■ THE TASK
Single out the lines of the material that contain "React" and copy them.

■ RECORDED INFORMATION
****************

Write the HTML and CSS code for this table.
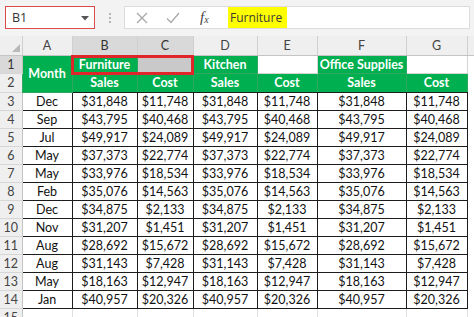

****************

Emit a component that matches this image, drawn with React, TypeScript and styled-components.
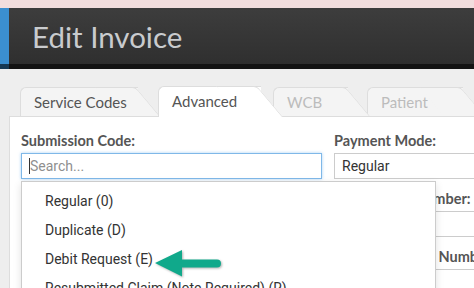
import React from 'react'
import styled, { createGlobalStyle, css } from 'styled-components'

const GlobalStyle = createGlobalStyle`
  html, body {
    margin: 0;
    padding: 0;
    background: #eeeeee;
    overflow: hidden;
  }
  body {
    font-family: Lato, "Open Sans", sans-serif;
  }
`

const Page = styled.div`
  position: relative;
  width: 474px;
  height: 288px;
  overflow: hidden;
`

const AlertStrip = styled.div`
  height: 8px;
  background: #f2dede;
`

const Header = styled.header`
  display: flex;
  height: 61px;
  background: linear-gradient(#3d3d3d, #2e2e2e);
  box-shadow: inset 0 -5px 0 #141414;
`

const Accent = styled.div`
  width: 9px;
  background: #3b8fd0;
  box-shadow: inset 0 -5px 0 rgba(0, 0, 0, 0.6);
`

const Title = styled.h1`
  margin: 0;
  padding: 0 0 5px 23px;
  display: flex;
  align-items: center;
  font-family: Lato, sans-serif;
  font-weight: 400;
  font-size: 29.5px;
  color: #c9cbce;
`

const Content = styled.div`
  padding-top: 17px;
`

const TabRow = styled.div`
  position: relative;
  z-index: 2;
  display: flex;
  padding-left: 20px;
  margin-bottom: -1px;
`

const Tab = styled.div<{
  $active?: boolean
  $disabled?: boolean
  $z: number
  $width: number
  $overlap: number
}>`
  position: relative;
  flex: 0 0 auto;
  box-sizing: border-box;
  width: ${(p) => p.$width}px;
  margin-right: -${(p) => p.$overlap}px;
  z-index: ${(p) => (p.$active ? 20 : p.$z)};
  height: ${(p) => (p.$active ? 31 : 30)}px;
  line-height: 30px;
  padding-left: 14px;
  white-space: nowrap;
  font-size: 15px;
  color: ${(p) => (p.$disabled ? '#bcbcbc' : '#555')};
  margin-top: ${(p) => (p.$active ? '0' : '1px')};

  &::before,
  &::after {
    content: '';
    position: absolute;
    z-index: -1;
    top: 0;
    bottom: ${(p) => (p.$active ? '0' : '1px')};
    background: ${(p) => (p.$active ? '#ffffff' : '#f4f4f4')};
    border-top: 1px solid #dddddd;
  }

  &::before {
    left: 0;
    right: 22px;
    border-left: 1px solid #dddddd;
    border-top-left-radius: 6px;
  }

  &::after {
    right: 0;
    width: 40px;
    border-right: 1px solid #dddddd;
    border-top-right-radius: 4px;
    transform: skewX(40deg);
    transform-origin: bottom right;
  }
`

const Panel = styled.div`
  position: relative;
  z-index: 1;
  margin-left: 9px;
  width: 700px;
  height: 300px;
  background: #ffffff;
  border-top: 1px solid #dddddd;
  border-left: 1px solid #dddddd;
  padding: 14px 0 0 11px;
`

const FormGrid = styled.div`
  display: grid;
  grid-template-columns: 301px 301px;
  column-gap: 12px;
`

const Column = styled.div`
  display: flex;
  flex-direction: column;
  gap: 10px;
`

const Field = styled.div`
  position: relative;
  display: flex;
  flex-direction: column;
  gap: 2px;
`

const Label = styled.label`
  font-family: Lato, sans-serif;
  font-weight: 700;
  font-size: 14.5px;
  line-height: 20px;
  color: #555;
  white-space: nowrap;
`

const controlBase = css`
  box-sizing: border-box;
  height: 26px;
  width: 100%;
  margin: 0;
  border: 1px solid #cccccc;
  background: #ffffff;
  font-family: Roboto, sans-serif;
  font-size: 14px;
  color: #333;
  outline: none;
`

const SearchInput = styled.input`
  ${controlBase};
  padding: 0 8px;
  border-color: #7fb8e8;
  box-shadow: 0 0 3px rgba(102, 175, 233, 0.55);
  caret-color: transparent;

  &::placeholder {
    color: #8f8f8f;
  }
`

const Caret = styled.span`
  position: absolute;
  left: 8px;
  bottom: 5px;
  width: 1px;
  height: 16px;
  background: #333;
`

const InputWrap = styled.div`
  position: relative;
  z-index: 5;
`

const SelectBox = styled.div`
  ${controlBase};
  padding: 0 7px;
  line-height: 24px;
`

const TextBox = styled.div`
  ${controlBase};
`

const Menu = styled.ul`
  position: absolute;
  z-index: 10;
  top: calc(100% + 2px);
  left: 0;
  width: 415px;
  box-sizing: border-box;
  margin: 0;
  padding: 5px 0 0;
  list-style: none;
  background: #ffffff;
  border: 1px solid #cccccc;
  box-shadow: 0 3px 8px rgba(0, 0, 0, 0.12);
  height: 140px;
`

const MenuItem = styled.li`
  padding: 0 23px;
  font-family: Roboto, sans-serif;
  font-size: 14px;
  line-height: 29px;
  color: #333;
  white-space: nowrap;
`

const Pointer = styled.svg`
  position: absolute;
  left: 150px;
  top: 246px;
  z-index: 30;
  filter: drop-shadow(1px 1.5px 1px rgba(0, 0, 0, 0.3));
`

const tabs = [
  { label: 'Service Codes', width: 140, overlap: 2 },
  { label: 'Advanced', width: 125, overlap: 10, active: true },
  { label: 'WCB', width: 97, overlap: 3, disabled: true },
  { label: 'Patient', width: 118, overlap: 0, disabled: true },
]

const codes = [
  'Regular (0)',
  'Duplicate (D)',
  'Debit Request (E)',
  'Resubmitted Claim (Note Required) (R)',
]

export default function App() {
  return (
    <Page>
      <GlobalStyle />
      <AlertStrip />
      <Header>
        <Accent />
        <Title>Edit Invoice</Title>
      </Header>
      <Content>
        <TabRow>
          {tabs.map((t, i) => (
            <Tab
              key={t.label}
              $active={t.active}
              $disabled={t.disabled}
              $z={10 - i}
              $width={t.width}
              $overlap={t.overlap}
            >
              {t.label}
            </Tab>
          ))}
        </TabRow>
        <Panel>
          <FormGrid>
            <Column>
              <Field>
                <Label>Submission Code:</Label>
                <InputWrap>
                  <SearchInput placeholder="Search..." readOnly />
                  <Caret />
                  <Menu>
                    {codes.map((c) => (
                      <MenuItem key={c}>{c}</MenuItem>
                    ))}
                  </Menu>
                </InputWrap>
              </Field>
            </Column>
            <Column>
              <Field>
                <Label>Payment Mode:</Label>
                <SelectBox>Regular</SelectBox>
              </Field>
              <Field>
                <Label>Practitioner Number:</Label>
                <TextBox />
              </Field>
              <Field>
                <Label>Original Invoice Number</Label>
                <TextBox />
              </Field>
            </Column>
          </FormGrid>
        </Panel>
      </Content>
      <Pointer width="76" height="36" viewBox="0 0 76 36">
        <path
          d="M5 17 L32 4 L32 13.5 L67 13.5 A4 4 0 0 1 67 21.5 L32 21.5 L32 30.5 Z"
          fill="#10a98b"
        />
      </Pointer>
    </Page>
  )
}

****************

■ EXERCISE RESPONSE
Emit a component that matches this image, drawn with React, TypeScript and styled-components.
import React from 'react'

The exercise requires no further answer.